As an example Forman mentioned Snow, an Irish-Canadian reggae musician who came from a working-class background, living and working mainly with Jamaicans. “People gave him a little bit of a pass by virtue of class authenticity,” Forman said. A similar statement, he added, could be made about Sinead O’Connor; the Irish singer recently released “Throw Down Your Arms,” an album of reggae classics that was produced by Sly Dunbar and Robbie Shakespeare, reggae’s most prolific production team, and recorded in Jamaica with leading reggae studio musicians.

“As Matisyahu comes from the chasidic perspective,” said Forman, “O’Connor carries her well-known Catholicism into the mix.”

What, then, determines the boundaries of appropriation? What measures must be used to ascertain an artist’s “right” to work in a cultural tradition associated with another religion or race?

Forman’s formulation is simple. The main principle, he said, should be that “you owe it to the culture,” stressing not an artist’s essentials — place of birth or color of skin — but his or her connections to the art form. And, he added, just as Snow was connected to reggae through his socioeconomic class, Matisyahu’s connection may just be his religious beliefs and its thematic ties to Rastafarianism.

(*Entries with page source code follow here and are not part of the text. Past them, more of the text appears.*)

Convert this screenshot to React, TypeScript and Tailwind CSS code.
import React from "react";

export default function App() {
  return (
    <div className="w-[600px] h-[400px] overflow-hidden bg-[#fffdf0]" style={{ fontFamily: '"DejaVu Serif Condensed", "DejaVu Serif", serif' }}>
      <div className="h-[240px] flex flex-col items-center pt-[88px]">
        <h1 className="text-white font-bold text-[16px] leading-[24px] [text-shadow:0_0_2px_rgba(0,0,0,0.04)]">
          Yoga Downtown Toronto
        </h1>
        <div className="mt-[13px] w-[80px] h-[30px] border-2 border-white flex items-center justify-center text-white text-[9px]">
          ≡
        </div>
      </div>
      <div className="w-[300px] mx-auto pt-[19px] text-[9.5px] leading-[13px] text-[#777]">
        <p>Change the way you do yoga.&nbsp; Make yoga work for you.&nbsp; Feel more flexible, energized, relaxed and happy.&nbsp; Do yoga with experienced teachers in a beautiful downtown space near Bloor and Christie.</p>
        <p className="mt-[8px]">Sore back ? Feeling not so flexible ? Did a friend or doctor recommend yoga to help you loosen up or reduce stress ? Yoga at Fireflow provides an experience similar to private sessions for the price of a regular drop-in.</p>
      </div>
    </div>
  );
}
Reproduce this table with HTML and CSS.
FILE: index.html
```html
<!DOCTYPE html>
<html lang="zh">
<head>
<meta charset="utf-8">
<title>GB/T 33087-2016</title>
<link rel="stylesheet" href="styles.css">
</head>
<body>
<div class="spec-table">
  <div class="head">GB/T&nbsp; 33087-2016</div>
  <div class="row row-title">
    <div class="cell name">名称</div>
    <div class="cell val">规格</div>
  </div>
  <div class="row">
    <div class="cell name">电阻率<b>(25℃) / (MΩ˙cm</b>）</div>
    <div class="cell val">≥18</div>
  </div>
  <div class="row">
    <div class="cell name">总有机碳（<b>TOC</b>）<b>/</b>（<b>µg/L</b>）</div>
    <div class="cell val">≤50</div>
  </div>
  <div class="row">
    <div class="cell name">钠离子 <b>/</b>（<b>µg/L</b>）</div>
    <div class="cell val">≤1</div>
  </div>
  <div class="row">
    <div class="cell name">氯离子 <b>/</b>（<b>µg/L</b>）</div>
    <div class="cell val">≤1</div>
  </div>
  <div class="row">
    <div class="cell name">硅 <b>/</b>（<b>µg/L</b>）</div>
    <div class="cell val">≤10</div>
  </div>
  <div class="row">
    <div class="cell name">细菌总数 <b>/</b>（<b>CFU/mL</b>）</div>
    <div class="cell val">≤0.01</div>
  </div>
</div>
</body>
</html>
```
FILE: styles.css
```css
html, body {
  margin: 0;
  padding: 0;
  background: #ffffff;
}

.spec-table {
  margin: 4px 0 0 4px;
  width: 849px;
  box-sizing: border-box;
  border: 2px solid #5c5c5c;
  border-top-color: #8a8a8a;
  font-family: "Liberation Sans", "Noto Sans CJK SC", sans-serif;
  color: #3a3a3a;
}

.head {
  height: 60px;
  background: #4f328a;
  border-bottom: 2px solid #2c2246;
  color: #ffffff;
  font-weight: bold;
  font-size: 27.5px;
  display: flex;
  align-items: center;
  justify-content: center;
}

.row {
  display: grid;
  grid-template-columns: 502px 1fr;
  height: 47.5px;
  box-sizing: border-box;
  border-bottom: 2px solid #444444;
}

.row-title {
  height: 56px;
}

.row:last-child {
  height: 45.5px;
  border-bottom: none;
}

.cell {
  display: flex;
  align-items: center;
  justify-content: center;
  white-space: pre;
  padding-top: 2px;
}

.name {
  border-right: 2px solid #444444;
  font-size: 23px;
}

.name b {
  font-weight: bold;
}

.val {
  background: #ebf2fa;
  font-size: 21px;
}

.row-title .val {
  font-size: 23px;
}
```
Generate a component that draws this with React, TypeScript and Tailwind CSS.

“The onus is on Matisyahu to articulate more explicitly what his cultural approach is in relation to this black cultural form,” he said. “What is it about reggae that he sees as viable, and how does he see himself as a white performer in a predominantly black idiom? If he wants to say it’s the commonality between the Rastafari movement and Judaism, he has an interesting line. I don’t want to privilege race, because in this case, maybe it is not the most dominant aspect.”

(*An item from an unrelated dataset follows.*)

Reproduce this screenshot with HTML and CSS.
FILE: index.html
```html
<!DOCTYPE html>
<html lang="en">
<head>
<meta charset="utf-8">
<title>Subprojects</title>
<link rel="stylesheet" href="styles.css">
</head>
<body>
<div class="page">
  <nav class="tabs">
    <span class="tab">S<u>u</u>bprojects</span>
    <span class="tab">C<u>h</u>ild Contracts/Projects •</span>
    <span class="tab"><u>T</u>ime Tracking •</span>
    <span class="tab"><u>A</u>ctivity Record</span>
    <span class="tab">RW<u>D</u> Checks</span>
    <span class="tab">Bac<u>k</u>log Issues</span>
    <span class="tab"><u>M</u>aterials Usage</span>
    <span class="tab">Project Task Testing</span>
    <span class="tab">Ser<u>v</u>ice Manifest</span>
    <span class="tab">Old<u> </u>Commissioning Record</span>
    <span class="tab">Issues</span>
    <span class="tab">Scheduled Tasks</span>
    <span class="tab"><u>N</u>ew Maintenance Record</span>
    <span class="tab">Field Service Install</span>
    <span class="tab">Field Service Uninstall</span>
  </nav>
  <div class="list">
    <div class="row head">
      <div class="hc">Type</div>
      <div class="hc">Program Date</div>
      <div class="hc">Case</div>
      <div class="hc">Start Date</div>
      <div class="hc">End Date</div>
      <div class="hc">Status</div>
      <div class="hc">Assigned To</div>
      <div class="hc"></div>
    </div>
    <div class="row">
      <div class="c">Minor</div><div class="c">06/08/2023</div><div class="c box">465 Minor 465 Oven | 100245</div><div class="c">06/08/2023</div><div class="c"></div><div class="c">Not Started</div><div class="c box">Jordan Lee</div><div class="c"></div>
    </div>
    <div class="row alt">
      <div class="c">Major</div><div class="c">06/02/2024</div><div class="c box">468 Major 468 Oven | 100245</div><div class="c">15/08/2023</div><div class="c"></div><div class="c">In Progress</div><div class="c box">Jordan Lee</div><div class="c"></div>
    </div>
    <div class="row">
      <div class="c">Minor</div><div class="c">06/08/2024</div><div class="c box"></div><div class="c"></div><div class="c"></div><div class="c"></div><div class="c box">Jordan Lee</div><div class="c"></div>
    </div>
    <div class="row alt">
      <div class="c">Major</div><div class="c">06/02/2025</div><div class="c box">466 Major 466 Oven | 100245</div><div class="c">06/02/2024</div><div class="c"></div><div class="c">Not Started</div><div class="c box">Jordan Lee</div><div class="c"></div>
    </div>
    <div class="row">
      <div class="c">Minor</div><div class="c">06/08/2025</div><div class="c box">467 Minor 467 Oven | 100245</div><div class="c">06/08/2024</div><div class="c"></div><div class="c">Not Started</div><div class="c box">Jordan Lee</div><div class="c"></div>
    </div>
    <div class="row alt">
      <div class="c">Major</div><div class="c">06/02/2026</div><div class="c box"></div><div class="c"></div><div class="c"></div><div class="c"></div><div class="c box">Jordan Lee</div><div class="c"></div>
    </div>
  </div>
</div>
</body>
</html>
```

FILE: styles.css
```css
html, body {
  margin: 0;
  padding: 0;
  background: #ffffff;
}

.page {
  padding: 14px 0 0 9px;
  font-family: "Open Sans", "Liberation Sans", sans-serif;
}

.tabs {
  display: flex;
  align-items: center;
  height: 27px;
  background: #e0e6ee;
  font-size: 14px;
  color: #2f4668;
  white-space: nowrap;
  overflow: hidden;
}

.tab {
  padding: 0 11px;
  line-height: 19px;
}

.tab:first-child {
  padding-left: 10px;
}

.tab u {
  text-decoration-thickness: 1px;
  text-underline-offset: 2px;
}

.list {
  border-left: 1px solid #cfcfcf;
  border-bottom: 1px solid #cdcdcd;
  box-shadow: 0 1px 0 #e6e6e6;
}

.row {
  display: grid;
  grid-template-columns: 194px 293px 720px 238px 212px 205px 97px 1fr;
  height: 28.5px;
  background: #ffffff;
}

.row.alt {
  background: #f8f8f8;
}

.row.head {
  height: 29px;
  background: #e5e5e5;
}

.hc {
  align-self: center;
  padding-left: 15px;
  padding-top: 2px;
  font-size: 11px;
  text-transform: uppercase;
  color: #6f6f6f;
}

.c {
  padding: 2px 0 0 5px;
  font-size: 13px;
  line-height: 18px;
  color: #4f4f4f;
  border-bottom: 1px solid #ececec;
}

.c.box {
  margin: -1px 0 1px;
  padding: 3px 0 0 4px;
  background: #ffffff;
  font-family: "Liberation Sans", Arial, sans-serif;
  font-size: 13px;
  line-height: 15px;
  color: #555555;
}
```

Matisyahu himself has claimed something similar when, in a recent interview with Rolling Stone, he said, “In any Bob Marley song, you hear lots of powerful quotes from the Torah,” and added that it was reggae’s recurring references to Jewish symbols that first attracted him to the genre.

But, Forman added, no discussion of Matisyahu — or any other artist, for that matter — would be complete without mention of a social force mightier than race and religion combined: money.

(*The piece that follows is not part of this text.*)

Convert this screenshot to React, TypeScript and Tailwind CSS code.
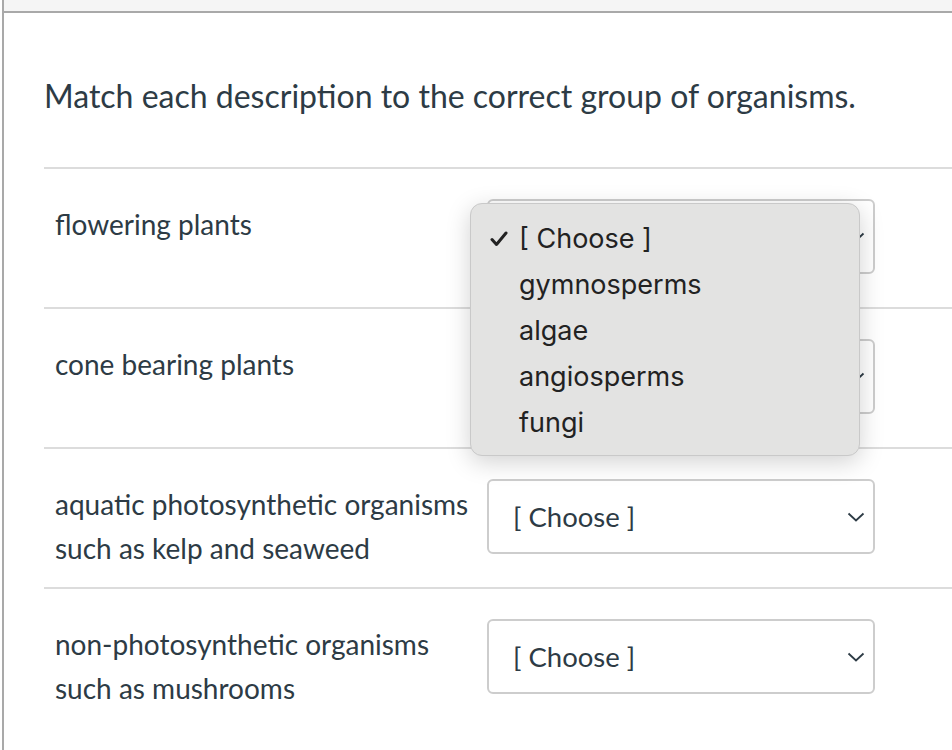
const ROWS = [
  { label: ['flowering plants'] },
  { label: ['cone bearing plants'] },
  { label: ['aquatic photosynthetic organisms', 'such as kelp and seaweed'] },
  { label: ['non-photosynthetic organisms', 'such as mushrooms'] },
]

const OPTIONS = ['[ Choose ]', 'gymnosperms', 'algae', 'angiosperms', 'fungi']

function Chevron() {
  return (
    <svg width="18" height="10" viewBox="0 0 18 10" fill="none" className="shrink-0">
      <path d="M1.5 1.5 L9 8.5 L16.5 1.5" stroke="#2d3b45" strokeWidth="1.8" />
    </svg>
  )
}

function SelectBox() {
  return (
    <div className="flex h-[75px] w-[388px] shrink-0 items-center justify-between rounded-[6px] border-2 border-[#cdcdcd] bg-white pl-[24px] pr-[8px]">
      <span className="text-[27.5px] text-[#2d3b45]">[ Choose ]</span>
      <Chevron />
    </div>
  )
}

// Menu natif obert sobre el primer desplegable (estil macOS).
function OpenMenu() {
  return (
    <div className="absolute left-[470px] top-[203px] w-[390px] rounded-[12px] border border-[#c9c9c9] bg-[#e3e3e2] pb-[9px] pt-[12px] shadow-[0_6px_24px_rgba(0,0,0,0.18)] [font-family:Inter,'Liberation_Sans',sans-serif]">
      {OPTIONS.map((o, i) => (
        <div key={o} className="flex h-[46px] items-center text-[27px] text-[#222]">
          <span className="flex w-[48px] justify-end pr-[11px]">
            {i === 0 && (
              <svg width="18" height="16" viewBox="0 0 18 16" fill="none">
                <path d="M2 8.5 L6.5 13.5 L16 2" stroke="#222" strokeWidth="3" strokeLinecap="round" strokeLinejoin="round" />
              </svg>
            )}
          </span>
          <span>{o}</span>
        </div>
      ))}
    </div>
  )
}

export default function App() {
  return (
    <div className="relative h-[750px] w-[952px] overflow-hidden bg-white [font-family:Lato,'Liberation_Sans',sans-serif]">
      <div className="ml-[2px] h-full border-l-2 border-[#a9a9a9]">
        <div className="h-[13px] border-b-2 border-[#a9a9a9] bg-[#f5f5f5]" />
        <div className="pl-[40px]">
          <h1 className="pt-[63px] text-[32px] leading-[40px] text-[#2d3b45]">
            Match each description to the correct group of organisms.
          </h1>
          <div className="mt-[51px]">
            {ROWS.map((r, i) => (
              <div key={i} className="flex h-[140px] items-start border-t-2 border-[#dcdcdc]">
                <div className="w-[443px] shrink-0 pl-[11px] pt-[33px] text-[28px] leading-[44px] text-[#2d3b45]">
                  {r.label.map((l) => (
                    <div key={l}>{l}</div>
                  ))}
                </div>
                <div className="pt-[30px]">
                  <SelectBox />
                </div>
              </div>
            ))}
          </div>
        </div>
      </div>
      <OpenMenu />
    </div>
  )
}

“At some point we also have to recognize that Matisyahu is also a product of culture industries,” he said. “Not only he benefits from adopting reggae, but the music industry benefits as well.”

In Matisyahu, he said, the industry found an unlikely and attractive musical vehicle, one that could deliver reggae music to an audience, predominantly white, that would otherwise have most likely remained uninterested.

“Matisyahu is being promoted and marketed to a particular audience,” Forman said. “There’s an industry alongside this that says this is where we’ll meet the largest audience and generate the greatest revenue. And I think it’s folly for anybody to overlook the industrial role here.”

As proof of sorts, Forman mentioned that the industry itself refrained from labeling Matisyahu’s music as reggae. His albums are listed under the “Alternative” category on iTunes, and “King Without a Crown,” his biggest hit, reached No. 7 on Billboard’s rock chart, and not the R&B and hip-hop chart, which monitors reggae musicians as well.

To be sure, other artists who have begun as marketing schemes have since risen to prominence. Eminem, to cite the best example, got his first break for being the first white rapper, became successful for appealing to a large white audience otherwise indifferent to hip-hop and went on to become one of the genre’s most esteemed musicians, regardless of skin color.

Given the recent ride he’s on, Matisyahu may be moving in that direction. But Forman is skeptical.

“Eminem is a superior rhyme artist, he’s a skilled producer, he can freestyle, and his style is quite literally unparalleled,” Forman said. “He’s much better than Matisyahu is in his respective category. Matisyahu will never be at the top of the reggae skill chart. He’ll never trump even half of the artists we haven’t even heard of. He is not a superior artist.”